Expert Perspectives on JAK Inhibitors in Dermatology Care - Episode 5
Brett King, MD, PhD, shares insight on the dosage efficacy of oral JAK inhibitors abrocitinib and upadacitinib in atopic dermatitis.
Jerry Bagel, MD, MS: Going back to atopic dermatitis, there are 2 JAK [Janus kinase] inhibitors that are now orally FDA-approved for the management of atopic dermatitis. Would you please discuss the differences in efficacy or safety in these 2 molecules?
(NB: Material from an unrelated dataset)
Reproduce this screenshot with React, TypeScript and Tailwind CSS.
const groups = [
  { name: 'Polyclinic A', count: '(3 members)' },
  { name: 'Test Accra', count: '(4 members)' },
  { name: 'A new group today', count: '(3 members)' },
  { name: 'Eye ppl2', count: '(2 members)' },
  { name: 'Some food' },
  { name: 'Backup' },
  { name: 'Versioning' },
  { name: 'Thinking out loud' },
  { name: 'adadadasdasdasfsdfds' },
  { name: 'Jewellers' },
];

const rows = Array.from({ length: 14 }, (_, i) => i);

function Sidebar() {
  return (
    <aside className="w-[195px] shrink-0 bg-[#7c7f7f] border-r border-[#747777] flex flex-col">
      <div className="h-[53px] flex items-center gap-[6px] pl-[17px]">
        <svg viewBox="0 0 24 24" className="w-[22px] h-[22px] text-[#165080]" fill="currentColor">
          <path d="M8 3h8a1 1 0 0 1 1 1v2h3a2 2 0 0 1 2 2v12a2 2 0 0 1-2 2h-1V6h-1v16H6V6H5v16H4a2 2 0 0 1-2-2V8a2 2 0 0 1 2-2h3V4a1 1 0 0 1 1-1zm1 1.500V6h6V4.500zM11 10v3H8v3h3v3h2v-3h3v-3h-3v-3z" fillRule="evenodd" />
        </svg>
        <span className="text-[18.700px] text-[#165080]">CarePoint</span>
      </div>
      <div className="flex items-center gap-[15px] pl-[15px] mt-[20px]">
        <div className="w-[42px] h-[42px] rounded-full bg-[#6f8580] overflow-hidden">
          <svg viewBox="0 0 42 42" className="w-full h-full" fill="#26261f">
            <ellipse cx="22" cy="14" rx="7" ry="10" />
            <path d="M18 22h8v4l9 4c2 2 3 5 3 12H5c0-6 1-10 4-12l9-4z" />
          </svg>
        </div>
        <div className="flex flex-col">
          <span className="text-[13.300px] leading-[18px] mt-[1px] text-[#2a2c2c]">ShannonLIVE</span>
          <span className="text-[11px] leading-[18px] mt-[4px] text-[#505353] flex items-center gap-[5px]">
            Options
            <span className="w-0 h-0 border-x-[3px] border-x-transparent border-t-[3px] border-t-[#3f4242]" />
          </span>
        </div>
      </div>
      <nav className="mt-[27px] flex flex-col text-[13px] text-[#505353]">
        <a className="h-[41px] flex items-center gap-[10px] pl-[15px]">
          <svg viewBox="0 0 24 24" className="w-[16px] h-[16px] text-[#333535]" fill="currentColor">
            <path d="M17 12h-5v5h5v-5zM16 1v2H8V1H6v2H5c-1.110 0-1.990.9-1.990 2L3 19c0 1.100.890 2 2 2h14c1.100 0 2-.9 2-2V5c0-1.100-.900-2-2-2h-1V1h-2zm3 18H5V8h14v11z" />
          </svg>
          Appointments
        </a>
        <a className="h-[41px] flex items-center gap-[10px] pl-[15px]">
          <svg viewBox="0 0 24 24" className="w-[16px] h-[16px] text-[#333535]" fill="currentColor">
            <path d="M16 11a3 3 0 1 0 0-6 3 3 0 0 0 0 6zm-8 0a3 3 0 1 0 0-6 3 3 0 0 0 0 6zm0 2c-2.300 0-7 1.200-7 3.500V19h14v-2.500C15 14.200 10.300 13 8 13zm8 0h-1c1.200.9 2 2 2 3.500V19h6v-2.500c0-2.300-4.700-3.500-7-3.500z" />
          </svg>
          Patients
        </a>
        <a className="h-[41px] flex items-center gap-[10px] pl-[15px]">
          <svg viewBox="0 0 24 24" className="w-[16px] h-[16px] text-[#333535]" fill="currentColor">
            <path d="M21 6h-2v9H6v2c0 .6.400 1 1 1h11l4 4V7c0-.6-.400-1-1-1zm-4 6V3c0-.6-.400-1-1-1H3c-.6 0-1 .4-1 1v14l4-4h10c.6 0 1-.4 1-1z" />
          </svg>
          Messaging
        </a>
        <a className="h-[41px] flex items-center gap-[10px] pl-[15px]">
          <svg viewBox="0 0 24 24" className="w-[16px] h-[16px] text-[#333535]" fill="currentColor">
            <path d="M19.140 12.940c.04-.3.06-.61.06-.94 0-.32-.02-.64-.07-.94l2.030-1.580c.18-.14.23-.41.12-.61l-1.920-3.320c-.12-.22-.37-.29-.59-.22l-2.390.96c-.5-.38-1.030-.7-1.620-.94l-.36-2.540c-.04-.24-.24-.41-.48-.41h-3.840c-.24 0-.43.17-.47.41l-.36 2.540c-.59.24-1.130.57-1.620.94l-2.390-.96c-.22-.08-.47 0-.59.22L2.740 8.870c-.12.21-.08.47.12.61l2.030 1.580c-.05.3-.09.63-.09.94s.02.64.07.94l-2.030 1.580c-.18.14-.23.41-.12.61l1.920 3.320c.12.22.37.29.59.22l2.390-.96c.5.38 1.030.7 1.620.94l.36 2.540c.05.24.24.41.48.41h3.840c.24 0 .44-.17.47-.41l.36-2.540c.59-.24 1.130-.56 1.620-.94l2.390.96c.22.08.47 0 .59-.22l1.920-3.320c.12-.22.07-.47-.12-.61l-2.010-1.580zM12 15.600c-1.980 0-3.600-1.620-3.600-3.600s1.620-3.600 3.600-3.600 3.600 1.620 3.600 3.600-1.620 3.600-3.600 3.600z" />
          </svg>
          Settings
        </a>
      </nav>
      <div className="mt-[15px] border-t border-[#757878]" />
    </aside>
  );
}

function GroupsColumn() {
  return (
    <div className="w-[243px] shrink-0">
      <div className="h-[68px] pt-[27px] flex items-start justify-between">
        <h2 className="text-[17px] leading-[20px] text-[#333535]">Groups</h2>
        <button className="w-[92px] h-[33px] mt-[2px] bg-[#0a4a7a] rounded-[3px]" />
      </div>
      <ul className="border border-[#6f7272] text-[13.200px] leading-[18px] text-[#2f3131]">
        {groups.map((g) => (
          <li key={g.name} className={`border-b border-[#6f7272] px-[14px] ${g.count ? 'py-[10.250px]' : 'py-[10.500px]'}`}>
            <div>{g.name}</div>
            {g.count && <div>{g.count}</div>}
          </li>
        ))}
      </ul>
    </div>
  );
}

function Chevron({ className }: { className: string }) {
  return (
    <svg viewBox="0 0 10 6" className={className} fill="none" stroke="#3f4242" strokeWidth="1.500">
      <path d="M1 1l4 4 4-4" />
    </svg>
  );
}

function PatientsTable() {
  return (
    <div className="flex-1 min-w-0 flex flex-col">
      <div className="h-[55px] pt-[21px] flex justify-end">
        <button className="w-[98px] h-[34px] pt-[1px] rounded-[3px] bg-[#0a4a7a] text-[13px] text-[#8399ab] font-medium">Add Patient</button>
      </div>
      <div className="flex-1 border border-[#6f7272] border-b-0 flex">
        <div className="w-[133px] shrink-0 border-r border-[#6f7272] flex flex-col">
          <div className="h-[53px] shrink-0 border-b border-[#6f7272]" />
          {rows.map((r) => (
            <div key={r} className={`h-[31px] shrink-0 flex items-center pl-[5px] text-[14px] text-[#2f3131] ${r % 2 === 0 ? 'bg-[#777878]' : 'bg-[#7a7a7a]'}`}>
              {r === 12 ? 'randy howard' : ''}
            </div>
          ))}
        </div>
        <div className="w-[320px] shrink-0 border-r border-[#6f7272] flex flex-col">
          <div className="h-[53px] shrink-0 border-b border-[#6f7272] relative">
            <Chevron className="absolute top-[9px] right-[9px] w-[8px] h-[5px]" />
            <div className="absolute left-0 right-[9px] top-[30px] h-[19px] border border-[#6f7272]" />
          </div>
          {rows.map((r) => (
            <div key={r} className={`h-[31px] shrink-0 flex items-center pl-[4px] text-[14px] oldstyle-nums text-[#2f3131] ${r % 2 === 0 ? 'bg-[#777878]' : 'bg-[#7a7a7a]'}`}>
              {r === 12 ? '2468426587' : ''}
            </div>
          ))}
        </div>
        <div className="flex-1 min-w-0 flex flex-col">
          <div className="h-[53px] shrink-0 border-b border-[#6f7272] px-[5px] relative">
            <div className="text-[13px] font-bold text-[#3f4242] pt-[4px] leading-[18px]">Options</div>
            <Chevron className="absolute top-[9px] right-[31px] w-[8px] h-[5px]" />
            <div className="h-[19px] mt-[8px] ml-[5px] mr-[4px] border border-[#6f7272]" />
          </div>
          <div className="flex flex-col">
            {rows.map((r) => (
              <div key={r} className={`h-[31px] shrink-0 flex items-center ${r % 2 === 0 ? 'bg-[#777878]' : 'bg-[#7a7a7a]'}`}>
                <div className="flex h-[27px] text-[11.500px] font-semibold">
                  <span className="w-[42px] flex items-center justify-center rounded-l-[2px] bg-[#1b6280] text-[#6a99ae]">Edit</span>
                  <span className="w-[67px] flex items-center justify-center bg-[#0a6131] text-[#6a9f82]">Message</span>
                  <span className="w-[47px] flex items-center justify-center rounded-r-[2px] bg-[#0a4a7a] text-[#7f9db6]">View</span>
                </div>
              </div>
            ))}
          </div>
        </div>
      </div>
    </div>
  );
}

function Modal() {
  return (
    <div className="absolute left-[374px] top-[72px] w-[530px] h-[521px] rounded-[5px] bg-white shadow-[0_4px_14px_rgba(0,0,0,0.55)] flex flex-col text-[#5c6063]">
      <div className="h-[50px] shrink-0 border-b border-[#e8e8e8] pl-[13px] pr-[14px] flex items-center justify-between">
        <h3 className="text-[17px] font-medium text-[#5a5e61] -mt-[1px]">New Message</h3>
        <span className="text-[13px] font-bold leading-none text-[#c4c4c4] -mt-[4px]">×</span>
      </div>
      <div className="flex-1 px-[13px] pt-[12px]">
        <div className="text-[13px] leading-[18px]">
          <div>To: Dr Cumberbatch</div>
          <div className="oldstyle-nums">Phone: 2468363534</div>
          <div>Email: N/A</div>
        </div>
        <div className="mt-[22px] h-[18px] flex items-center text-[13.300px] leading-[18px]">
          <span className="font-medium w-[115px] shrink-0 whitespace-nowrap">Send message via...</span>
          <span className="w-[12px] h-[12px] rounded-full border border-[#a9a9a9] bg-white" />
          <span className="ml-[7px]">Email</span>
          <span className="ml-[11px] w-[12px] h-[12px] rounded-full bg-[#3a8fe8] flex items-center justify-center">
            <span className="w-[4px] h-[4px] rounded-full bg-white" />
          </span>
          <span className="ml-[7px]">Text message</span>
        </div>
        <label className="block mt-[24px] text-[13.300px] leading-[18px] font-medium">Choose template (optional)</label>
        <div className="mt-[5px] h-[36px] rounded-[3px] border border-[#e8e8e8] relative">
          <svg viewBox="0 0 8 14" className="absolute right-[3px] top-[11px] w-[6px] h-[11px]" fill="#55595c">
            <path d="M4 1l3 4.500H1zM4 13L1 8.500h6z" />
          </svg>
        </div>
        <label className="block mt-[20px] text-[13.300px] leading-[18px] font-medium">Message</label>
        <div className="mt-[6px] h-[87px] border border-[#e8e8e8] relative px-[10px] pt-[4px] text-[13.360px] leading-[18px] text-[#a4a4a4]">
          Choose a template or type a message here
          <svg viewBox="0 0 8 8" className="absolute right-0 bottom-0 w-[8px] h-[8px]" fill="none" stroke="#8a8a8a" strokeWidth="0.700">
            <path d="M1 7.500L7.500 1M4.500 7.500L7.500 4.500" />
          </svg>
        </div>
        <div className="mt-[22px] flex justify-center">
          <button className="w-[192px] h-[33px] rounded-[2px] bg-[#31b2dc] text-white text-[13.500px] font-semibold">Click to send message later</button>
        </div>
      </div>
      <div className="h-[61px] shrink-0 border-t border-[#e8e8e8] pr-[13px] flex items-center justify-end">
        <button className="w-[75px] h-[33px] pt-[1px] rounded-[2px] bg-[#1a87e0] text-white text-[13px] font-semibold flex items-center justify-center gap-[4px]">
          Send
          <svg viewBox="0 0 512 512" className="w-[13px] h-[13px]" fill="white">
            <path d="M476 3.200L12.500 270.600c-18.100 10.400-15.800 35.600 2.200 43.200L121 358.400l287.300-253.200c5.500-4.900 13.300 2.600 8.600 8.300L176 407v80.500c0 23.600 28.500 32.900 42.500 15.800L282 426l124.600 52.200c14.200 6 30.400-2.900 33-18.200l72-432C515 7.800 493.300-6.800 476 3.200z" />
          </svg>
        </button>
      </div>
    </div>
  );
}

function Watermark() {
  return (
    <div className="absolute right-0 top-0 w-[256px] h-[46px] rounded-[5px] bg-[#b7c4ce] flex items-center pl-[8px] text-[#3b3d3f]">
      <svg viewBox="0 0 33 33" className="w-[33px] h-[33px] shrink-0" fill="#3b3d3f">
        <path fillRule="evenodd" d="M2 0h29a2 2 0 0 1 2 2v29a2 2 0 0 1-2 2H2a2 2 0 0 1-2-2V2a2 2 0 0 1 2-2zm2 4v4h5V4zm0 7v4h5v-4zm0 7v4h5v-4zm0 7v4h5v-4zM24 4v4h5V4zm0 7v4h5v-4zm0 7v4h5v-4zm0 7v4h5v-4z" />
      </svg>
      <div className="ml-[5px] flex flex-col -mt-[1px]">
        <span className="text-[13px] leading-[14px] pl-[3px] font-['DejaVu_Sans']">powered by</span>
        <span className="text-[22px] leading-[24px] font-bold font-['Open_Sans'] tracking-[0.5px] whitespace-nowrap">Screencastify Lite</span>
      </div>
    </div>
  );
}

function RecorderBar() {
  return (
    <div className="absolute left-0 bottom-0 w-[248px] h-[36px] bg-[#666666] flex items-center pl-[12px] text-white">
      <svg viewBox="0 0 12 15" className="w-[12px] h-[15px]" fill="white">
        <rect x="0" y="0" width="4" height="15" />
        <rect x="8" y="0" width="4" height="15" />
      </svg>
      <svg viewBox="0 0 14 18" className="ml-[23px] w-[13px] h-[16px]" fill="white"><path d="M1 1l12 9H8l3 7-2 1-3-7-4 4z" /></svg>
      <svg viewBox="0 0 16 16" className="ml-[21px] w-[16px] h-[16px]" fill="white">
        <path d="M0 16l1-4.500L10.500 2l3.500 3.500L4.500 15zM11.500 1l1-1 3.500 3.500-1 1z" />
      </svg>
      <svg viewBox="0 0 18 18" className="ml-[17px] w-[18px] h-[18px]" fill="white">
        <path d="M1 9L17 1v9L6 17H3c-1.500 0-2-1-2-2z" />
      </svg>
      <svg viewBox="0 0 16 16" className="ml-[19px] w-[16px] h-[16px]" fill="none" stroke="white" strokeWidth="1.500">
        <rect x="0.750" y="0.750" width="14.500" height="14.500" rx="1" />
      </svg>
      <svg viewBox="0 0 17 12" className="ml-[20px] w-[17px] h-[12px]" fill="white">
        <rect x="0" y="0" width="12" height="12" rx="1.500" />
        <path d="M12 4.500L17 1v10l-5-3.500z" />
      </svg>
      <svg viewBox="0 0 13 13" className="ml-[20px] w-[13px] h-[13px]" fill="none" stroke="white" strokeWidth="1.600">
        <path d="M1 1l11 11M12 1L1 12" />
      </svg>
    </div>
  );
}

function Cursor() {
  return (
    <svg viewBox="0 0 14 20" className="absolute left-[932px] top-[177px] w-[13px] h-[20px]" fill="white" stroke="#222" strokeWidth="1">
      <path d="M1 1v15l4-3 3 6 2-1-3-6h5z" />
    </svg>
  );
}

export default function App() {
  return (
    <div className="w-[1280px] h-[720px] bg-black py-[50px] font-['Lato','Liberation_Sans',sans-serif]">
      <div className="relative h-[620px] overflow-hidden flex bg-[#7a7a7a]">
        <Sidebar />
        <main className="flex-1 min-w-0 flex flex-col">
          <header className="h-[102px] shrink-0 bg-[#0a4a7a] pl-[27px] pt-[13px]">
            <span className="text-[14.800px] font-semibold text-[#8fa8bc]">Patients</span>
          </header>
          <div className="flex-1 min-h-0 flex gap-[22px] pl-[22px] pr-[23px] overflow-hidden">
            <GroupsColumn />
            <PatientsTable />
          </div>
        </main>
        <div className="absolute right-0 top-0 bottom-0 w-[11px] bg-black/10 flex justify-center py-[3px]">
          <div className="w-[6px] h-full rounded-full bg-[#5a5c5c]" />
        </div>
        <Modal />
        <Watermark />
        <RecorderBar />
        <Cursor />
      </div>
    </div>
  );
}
Brett King, MD, PhD: We have abrocitinib and upadacitinib, and most importantly, there are 2 doses of both. For abrocitinib, there’s a 100-mg dose and a 200-mg dose. Upadacitinib has a 15-mg dose and a 30-mg dose. The label says to start with the lower dose and if inadequate response is not achieved, increase the dose. Because there are 2 doses—and this is often true, we just talked about this in alopecia areata—often with JAK inhibitors, you give more. It’s a little bit different than the biologics, which are often 1 size fits all. When we think about the efficacy of abrocitinib and upadacitinib in moderate to severe atopic dermatitis, we’re really looking at achievement of clear or almost clear achievement of an IGA [Investigator Global Assessment] score of 0 or 1. Depending on the dose, 40% to 60% of patients over the course reach the primary end point, 12 week or 16 weeks, but also typically maintain at much longer time periods, up to a year. An easy way to think about this is efficacy similar to [dupilumab], out at 24 to 26 weeks, again, depending on the dose of the JAK inhibitor. We have to recognize that just because we have similar efficacy out at, say, 24 to 26 weeks, similar efficacy among abrocitinib, upadacitinib, dupilumab, there are important differences. Abrocitinib and upadacitinib have very rapid onset of disease suppression, so we see itch evaporate in days or weeks. We see that probably 80% to 90% of responders get to clear or almost clear over 4 weeks, so there is a really rapid suppression of disease. But the curves for efficacy for abrocitinib, dupilumab, upadacitinib kind of line up out [at approximately] 24 to 26 weeks. This is a huge advancement, in that they are highly efficacious, but there are also really important differences that I think can come into play in clinical practice.
Jerry Bagel, MD, MS: Do you think abrocitinib clinical trial data are significantly different, or different than upadacitinib’s clinical trial data for atopic dermatitis?
Brett King, MD, PhD: If you do this comparison that we’re not supposed to do because there’s no head-to-head data or no head-to-head trial, you can look at the efficacy curves for upadacitinib and abrocitinib and you can say, boy, these look a little bit different to me.
Jerry Bagel, MD, MS: How so?
Brett King, MD, PhD: Mostly where the lines migrate to, how high on a 0% to 100% scale for achievement of easy 75. Upadacitinib seems to reach higher heights than abrocitinib, but this is the thing that I think is really intriguing: We do have head-to-head trials of abrocitinib versus dupilumab and upadacitinib versus dupilumab. For me, the transitive property must work here that, if at weeks 24 to 26, abrocitinib is similar to dupilumab and at weeks 24 to 26 upadacitinib is similar to dupilumab, then necessarily, abrocitinib must be similar to upadacitinib. I think that there are fewer differences than in some ways meet the eye.